Volviendo a  Funny Ha Ha, la protagonista, Marnie, consigue un aburrido empleo en una oficina. En una escena se queja de este tipo de trabajos, todos temporales, soporíferos hasta morir. Como los personajes de mumblecore, he decidido afrontar una espantada seria casi en la treintena, he decidido madurar y para el 2015 tengo un propósito brutal. Tan soberbio que casi tiemblo al ponerlo por escrito. Para el 2015 quiero trabajar sentada. Sí, quiero ponerme rolliza en un trabajo que pueda hacer sentada, quiero que me salga culo carpeta, llevarlo con orgullo y decir que trabajo sentada, como si fuese mi gran hazaña personal, porque así será. Quiero ser un personaje de mumblecore, quiero ser como Marnie en Funny Ha Ha, quejarme del tedio laboral, pero quejarme sentada, mirar mucho el Facebook y poner estados de tío hipster con trabajo de persona mayor, que hablen de macroeconomía y de grupos ochenteros desconocidos, estados de tío maduro.

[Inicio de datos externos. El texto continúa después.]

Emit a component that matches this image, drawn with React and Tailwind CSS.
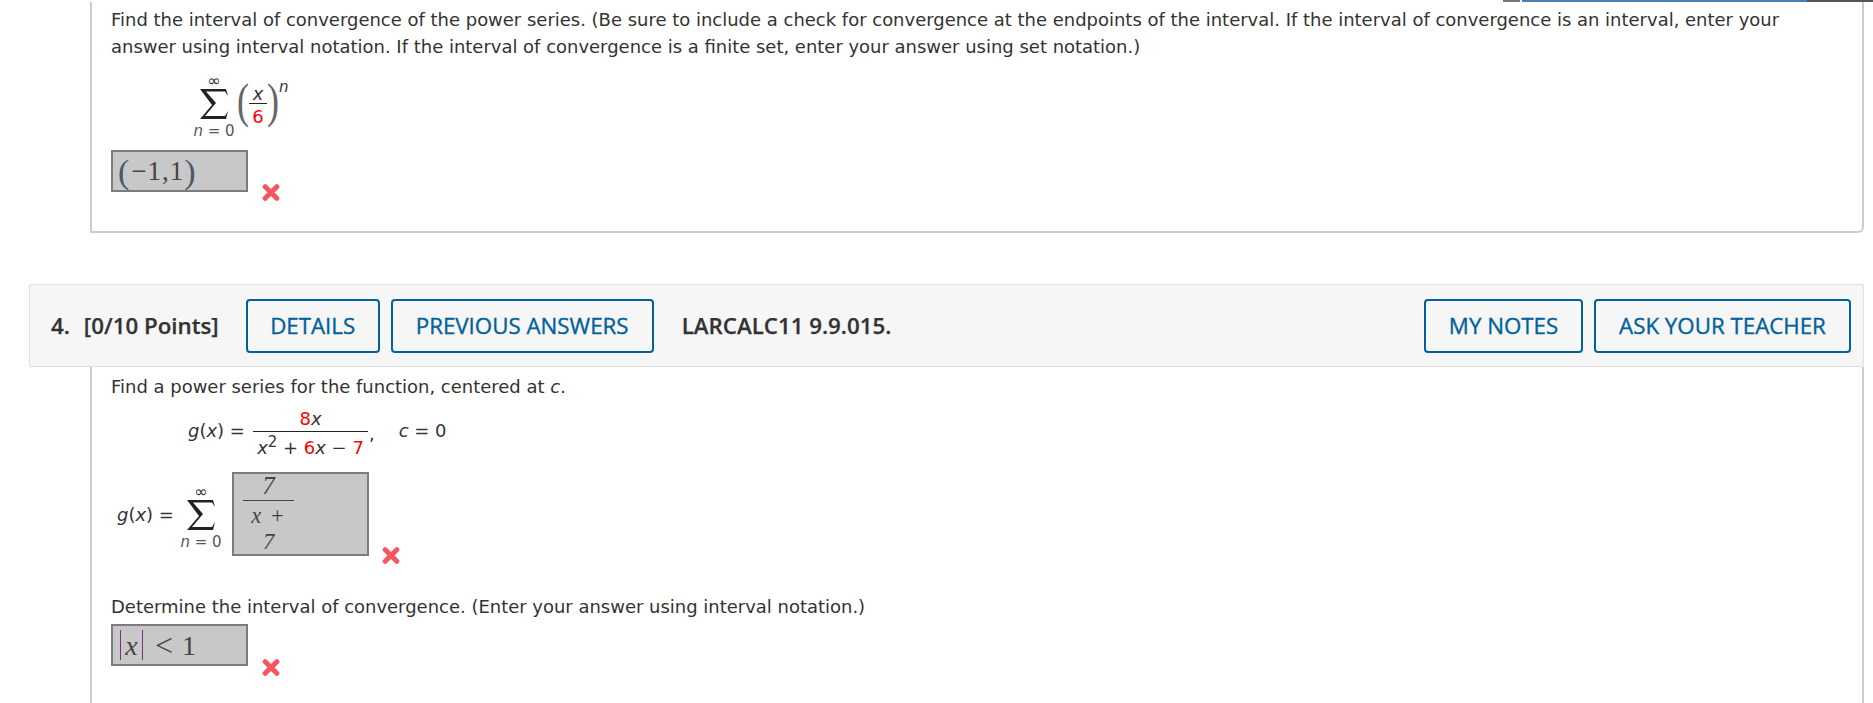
import React from "react";

const sans = "font-['DejaVu_Sans',Verdana,sans-serif]";
const serif = "font-['Liberation_Serif',serif]";

function Cross({ className = "" }) {
  return (
    <svg viewBox="0 0 18 18" className={`w-[18px] h-[19px] shrink-0 ${className}`}>
      <path d="M3.2 3.2 L14.8 14.8 M14.8 3.2 L3.2 14.8" stroke="#f5565e" strokeWidth="5" strokeLinecap="round" fill="none" />
    </svg>
  );
}

function Sigma({ w = "w-[44px]" }) {
  return (
    <div className={`flex flex-col items-center ${w} text-[#333]`}>
      <span className="text-[16px] leading-[11px] h-[11px]">∞</span>
      <svg viewBox="0 0 30 32" className="w-[30px] h-[32px] mt-[2px]">
        <path d="M1 1 H27 L29 8 L26 3.5 H7 L17 15 L6 28 H26 L29 23 L27 31 H1 L13 17 Z" fill="#222" />
      </svg>
      <span className="text-[15px] leading-[16px] mt-[3px] whitespace-nowrap text-[#555]"><i>n</i> = 0</span>
    </div>
  );
}

function Btn({ children, className = "" }) {
  return (
    <div className={`h-[54px] flex items-center justify-center border-2 border-[#00629b] rounded-[4px] text-[#00629b] text-[22.3px] font-medium [-webkit-text-stroke:0.35px_#00629b] whitespace-nowrap ${className}`}>
      {children}
    </div>
  );
}

function AnswerBox({ children, className = "" }) {
  return (
    <div className={`w-[137px] h-[42px] bg-[#c8c8c8] border-2 border-[#7c7c7c] ${serif} text-[#444] flex items-center whitespace-nowrap ${className}`}>
      {children}
    </div>
  );
}

export default function App() {
  return (
    <div className={`w-[1873px] h-[703px] overflow-hidden bg-white ${sans} text-[17.98px] leading-[27px] text-[#333]`}>
      <div className="h-[2px] flex justify-end">
        <div className="w-[17px] bg-[#777] mr-[2px]" />
        <div className="w-[285px] bg-[#4a7fb5]" />
        <div className="w-[66px] bg-[#555]" />
      </div>

      <div className="ml-[90px] w-[1774px] h-[231px] border-x-2 border-b-2 border-[#cccccc] rounded-br-[6px] pl-[19px] pt-[4px]">
        <p className="w-[1700px]">
          Find the interval of convergence of the power series. (Be sure to include a check for convergence at the endpoints of the interval. If the interval of convergence is an interval, enter your answer using interval notation. If the interval of convergence is a finite set, enter your answer using set notation.)
        </p>
        <div className="flex items-start ml-[81px] mt-[15px] h-[75px]">
          <Sigma w="w-[44px]" />
          <span className={`${serif} text-[36px] leading-[40px] text-[#666] mt-[6px] ml-[1px] scale-y-[1.35]`}>(</span>
          <div className="flex flex-col items-center w-[18px] mt-[9px]">
            <i className="leading-[19px]">x</i>
            <span className="border-t border-[#222] w-full text-center text-[#f00] leading-[25px]">6</span>
          </div>
          <span className={`${serif} text-[36px] leading-[40px] text-[#666] mt-[6px] scale-y-[1.35]`}>)</span>
          <i className="text-[15px] leading-none mt-[5px]">n</i>
        </div>
        <div className="flex items-start">
          <AnswerBox className="pl-[5px] text-[27px]">
            <span className="text-[34px] text-[#4a5a6a]">(</span>
            <span className="tracking-[1px] ml-[2px]">−1,1</span>
            <span className="text-[34px] text-[#4a5a6a]">)</span>
          </AnswerBox>
          <Cross className="ml-[14px] mt-[33px]" />
        </div>
      </div>

      <div className="mt-[51px] ml-[29px] w-[1835px] h-[83px] bg-[#f6f6f6] border border-[#e0e0e0] rounded-[2px] flex items-center font-['Open_Sans',sans-serif] pl-[21px] pr-[12px]">
        <span className="text-[22.3px] font-semibold text-[#333] whitespace-pre [-webkit-text-stroke:0.25px_#333]">4.</span>
        <span className="text-[22.3px] font-semibold text-[#333] whitespace-pre ml-[14px] [-webkit-text-stroke:0.25px_#333]">[0/10 Points]</span>
        <Btn className="w-[134px] ml-[27px]">DETAILS</Btn>
        <Btn className="w-[263px] ml-[11px]">PREVIOUS ANSWERS</Btn>
        <span className="text-[22.3px] font-semibold text-[#333] ml-[28px] [-webkit-text-stroke:0.25px_#333]">LARCALC11 9.9.015.</span>
        <Btn className="w-[159px] ml-auto">MY NOTES</Btn>
        <Btn className="w-[257px] ml-[11px]">ASK YOUR TEACHER</Btn>
      </div>

      <div className="ml-[90px] w-[1774px] h-[340px] border-x-2 border-[#cccccc] pl-[19px] pt-[6px]">
        <p>Find a power series for the function, centered at <i>c</i>.</p>
        <div className="flex items-center ml-[77px] mt-[6px] h-[52px]">
          <span className="w-[65px] whitespace-nowrap mb-[3px]"><i>g</i>(<i>x</i>) =</span>
          <div className="flex flex-col items-center w-[115px]">
            <span className="h-[26px] leading-[26px] border-b border-[#222] w-full text-center"><span className="text-[#f00]">8</span><i>x</i></span>
            <span className="h-[26px] leading-[26px] pt-[3px] whitespace-nowrap"><i>x</i><sup className="text-[15px]">2</sup> + <span className="text-[#f00]">6</span><i>x</i> − <span className="text-[#f00]">7</span></span>
          </div>
          <span className="ml-[1px] mt-[2px]">,</span>
          <span className="ml-[24px] whitespace-nowrap mb-[3px]"><i>c</i> = 0</span>
        </div>
        <div className="flex items-start mt-[14px]">
          <span className="w-[65px] pl-[6px] mt-[29px] whitespace-nowrap"><i>g</i>(<i>x</i>) =</span>
          <div className="mt-[14px]"><Sigma w="w-[50px]" /></div>
          <div className={`w-[137px] h-[84px] ml-[6px] bg-[#c8c8c8] border-2 border-[#7c7c7c] ${serif} text-[#444] text-[25px]`}>
            <div className="w-[51px] ml-[9px] flex flex-col items-center">
              <span className="h-[27px] leading-[24px] w-full text-center border-b border-[#444]"><i>7</i></span>
              <span className="mt-[2px] text-[22.5px] leading-[26px] whitespace-nowrap tracking-[2px]"><i>x</i> +</span>
              <i className="text-[22.5px] leading-[26px]">7</i>
            </div>
          </div>
          <Cross className="ml-[13px] mt-[74px]" />
        </div>
        <p className="mt-[28px]">Determine the interval of convergence. (Enter your answer using interval notation.)</p>
        <div className="flex items-start mt-[4px]">
          <AnswerBox className="pl-[7px] text-[28px]">
            <span className="border-x border-[#7b2d8b] h-[30px] w-[23px] flex items-center justify-center"><i>x</i></span>
            <span className="ml-[12px] text-[32px]">&lt;</span>
            <span className="ml-[9px]">1</span>
          </AnswerBox>
          <Cross className="ml-[14px] mt-[34px]" />
        </div>
      </div>
    </div>
  );
}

De todas formas, nada bueno podía una esperar  de un año que había matado a Robin Williams y a Philip Seymour Hoffman. Por no hablar del 2013, que fue el cabrón que se llevó a Lou Reed. Antes de esto, la vida no podía haber ido en serio.

 

Ya me he cansado de mi particular teatro del absurdo, era muy literario, sí, pero quiero un trabajo de persona mayor, quiero ver el estreno de mi obra para este 2015, las críticas me son indiferentes.  Con un poco de suerte, en un futuro opositaré y seré Dios. Me imagino de funcionaria, leyendo textos picantes a los niños de secundaria del Marqués de Sade, recitando las letras de Lou Reed como si fueran de cosecha propia. He tenido que llegar casi a los 30 para darme cuenta de que quiero ser el Ed Wood de la vida. Errad malditos, errad porque no hay nada más atractivo. Que nadie os joda el tropiezo, es lo único que nos pertenece íntegramente. En la autoría de la torpeza hallaréis la pureza de la plenitud. Reclamen su traspiés, es gratis. Fondo de bachata.